Now, Colville tribal leaders are working on many fronts to make sure salmon can return to the heart of their reservation.

Tribal councilman Deb Louie said that politically, the tribes have battled with commercial fishermen and lower Columbia River tribes to try to get their share of fish returning to the upper Columbia. A lost court case gave half of the salmon to commercial fishermen, and the other half to lower Columbia tribes.
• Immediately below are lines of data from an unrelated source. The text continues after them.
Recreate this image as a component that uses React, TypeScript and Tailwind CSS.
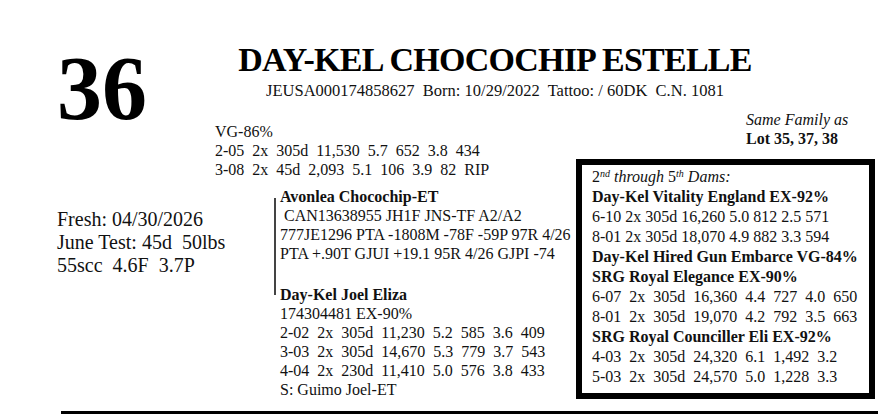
import React from "react";

const sireLines = [
  " CAN13638955 JH1F JNS-TF A2/A2",
  "777JE1296 PTA -1808M -78F -59P 97R 4/26",
  "PTA +.90T GJUI +19.1 95R 4/26 GJPI -74",
];

const damLines = [
  "174304481 EX-90%",
  "2-02  2x  305d  11,230  5.2  585  3.6  409",
  "3-03  2x  305d  14,670  5.3  779  3.7  543",
  "4-04  2x  230d  11,410  5.0  576  3.8  433",
  "S: Guimo Joel-ET",
];

// bold = cow name, otherwise a record line
const familyRows: { text: string; bold?: boolean }[] = [
  { text: "Day-Kel Vitality England EX-92%", bold: true },
  { text: "6-10 2x 305d 16,260 5.0 812 2.5 571" },
  { text: "8-01 2x 305d 18,070 4.9 882 3.3 594" },
  { text: "Day-Kel Hired Gun Embarce VG-84%", bold: true },
  { text: "SRG Royal Elegance EX-90%", bold: true },
  { text: "6-07  2x  305d  16,360  4.4  727  4.0  650" },
  { text: "8-01  2x  305d  19,070  4.2  792  3.5  663" },
  { text: "SRG Royal Counciller Eli EX-92%", bold: true },
  { text: "4-03  2x  305d  24,320  6.1  1,492  3.2" },
  { text: "5-03  2x  305d  24,570  5.0  1,228  3.3" },
];

export default function App() {
  return (
    <div className="w-[892px] h-[414px] bg-white overflow-hidden flex flex-col text-[#111] font-['Liberation_Serif',serif]">
      <div className="flex pl-[57px]">
        {/* Lot number + fresh info */}
        <div className="w-[158px] shrink-0 flex flex-col">
          <div className="mt-[44px] text-[90px] leading-[90px] font-bold text-black">36</div>
          <div className="mt-[74px] text-[20px] leading-[23px] whitespace-pre">
            <div>Fresh: 04/30/2026</div>
            <div>June Test: 45d  50lbs</div>
            <div>55scc  4.6F  3.7P</div>
          </div>
        </div>

        <div className="w-[660px] shrink-0 flex flex-col pt-[42px]">
          {/* Name + registration */}
          <div className="w-[560px] text-center">
            <div className="text-[34px] leading-[36px] font-bold tracking-[-0.75px] text-black">
              DAY-KEL CHOCOCHIP ESTELLE
            </div>
            <div className="mt-[3px] text-[16.5px] leading-[20px] whitespace-pre">
              JEUSA000174858627  Born: 10/29/2022  Tattoo: / 60DK  C.N. 1081
            </div>
          </div>

          <div className="flex">
            {/* Records + pedigree */}
            <div className="w-[361px] shrink-0 text-[16px] leading-[19px] whitespace-pre">
              <div className="mt-[21px]">
                <div>VG-86%</div>
                <div>2-05  2x  305d  11,530  5.7  652  3.8  434</div>
                <div>3-08  2x  45d  2,093  5.1  106  3.9  82  RIP</div>
              </div>
              <div className="mt-[8px] ml-[59px] flex">
                <div className="mt-[11px] h-[97px] w-[2px] bg-[#444] shrink-0" />
                <div className="ml-[4px]">
                  <div className="font-bold">Avonlea Chocochip-ET</div>
                  {sireLines.map((l) => (
                    <div key={l}>{l}</div>
                  ))}
                  <div className="mt-[22px] font-bold">Day-Kel Joel Eliza</div>
                  {damLines.map((l) => (
                    <div key={l}>{l}</div>
                  ))}
                </div>
              </div>
            </div>

            {/* Family box */}
            <div className="w-[299px] shrink-0 flex flex-col text-[16px]">
              <div className="mt-[9px] pl-[170px] leading-[19px]">
                <div className="italic">Same Family as</div>
                <div className="font-bold">Lot 35, 37, 38</div>
              </div>
              <div className="mt-[11px] border-[6px] border-black pt-[2px] pb-[6px] pl-[10px] leading-[20px] whitespace-pre">
                <div>
                  2<sup className="italic text-[10px]">nd</sup>
                  <span className="italic"> through </span>5<sup className="italic text-[10px]">th</sup>
                  <span className="italic"> Dams:</span>
                </div>
                {familyRows.map((r, i) => (
                  <div key={i} className={r.bold ? "font-bold" : ""}>
                    {r.text}
                  </div>
                ))}
              </div>
            </div>
          </div>
        </div>
      </div>

      <div className="mt-[12px] ml-[61px] w-[817px] h-[4px] shrink-0 bg-black" />
    </div>
  );
}
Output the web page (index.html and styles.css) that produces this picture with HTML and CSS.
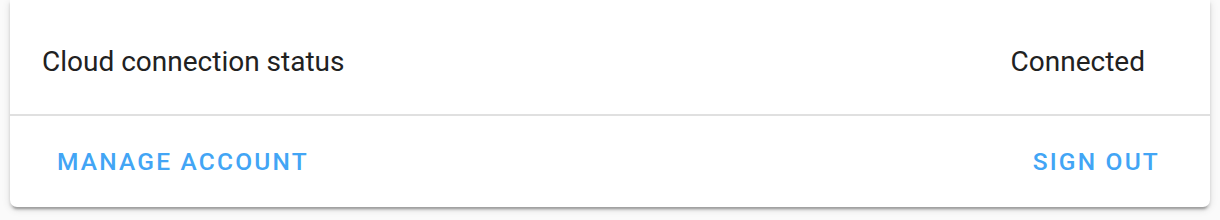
FILE: index.html
```html
<!DOCTYPE html>
<html lang="en">
<head>
    <meta charset="UTF-8">
    <title>Cloud account</title>
    <link rel="stylesheet" href="styles.css">
</head>
<body>
    <div class="card">
        <div class="status-row">
            <span class="status-label">Cloud connection status</span>
            <span class="status-value">Connected</span>
        </div>
        <div class="card-actions">
            <button class="btn">Manage account</button>
            <button class="btn">Sign out</button>
        </div>
    </div>
</body>
</html>
```

FILE: styles.css
```css
* {
    box-sizing: border-box;
    margin: 0;
    padding: 0;
}
body {
    font-family: Roboto, "Liberation Sans", sans-serif;
    background-color: #fafafa;
    width: 1220px;
    height: 220px;
    overflow: hidden;
}
.card {
    margin: 0 10px;
    background-color: white;
    border-radius: 0 0 7px 7px;
    box-shadow: 0 3px 3px rgba(0,0,0,0.14), 0 2px 9px rgba(0,0,0,0.12), 0 5px 2px -3px rgba(0,0,0,0.2);
}
.status-row {
    display: flex;
    justify-content: space-between;
    align-items: center;
    height: 116px;
    padding: 10px 65px 0 32px;
    font-size: 28px;
    line-height: 36px;
    color: #212121;
    border-bottom: 2px solid #e0e0e0;
}
.card-actions {
    display: flex;
    justify-content: space-between;
    align-items: center;
    height: 91px;
    padding: 0 50px 0 47px;
}
.btn {
    border: none;
    background: none;
    cursor: pointer;
    font-family: Roboto, "Liberation Sans", sans-serif;
    font-size: 24.5px;
    font-weight: 500;
    letter-spacing: 2.2px;
    text-transform: uppercase;
    color: #42a5f5;
}
```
But agreements are ensuring that more fish return to the upper Columbia, he said.

Joe Peone, director of the Colville Tribes' Fish and Wildlife Department, said the Chief Joseph Hatchery — which won recent approval from an independent scientific panel and is now scheduled to be built next year — is a major component of the tribes' plan.

The federal government promised the hatchery as mitigation for Grand Coulee Dam. Hatcheries were built in the Methow, Entiat and Leavenworth areas, but Okanogan never got its hatchery.

When complete, the Chief Joseph Hatchery will raise 900,000 spring Chinook, with 40,000 to 50,000 of those to be released from an acclimation pond just upstream from the ceremony site, Peone said.

With the environment in mind — and with help from the Natural Resource Conservation Service — the tribes have removed barriers, fenced out cattle, and encouraged new plant growth along the stream. "It takes time for a creek to heal," he said.

During the ceremony, others came forward and spoke of the importance of salmon.

Tom Louie said it makes him glad to see fish back in Omak Creek. He said he doesn't expect he'll see the day when there will be enough for him to fish for them. "But maybe one day my daughter will be able to go to Walmart and buy a gaff hook and come up and take one home," he mused.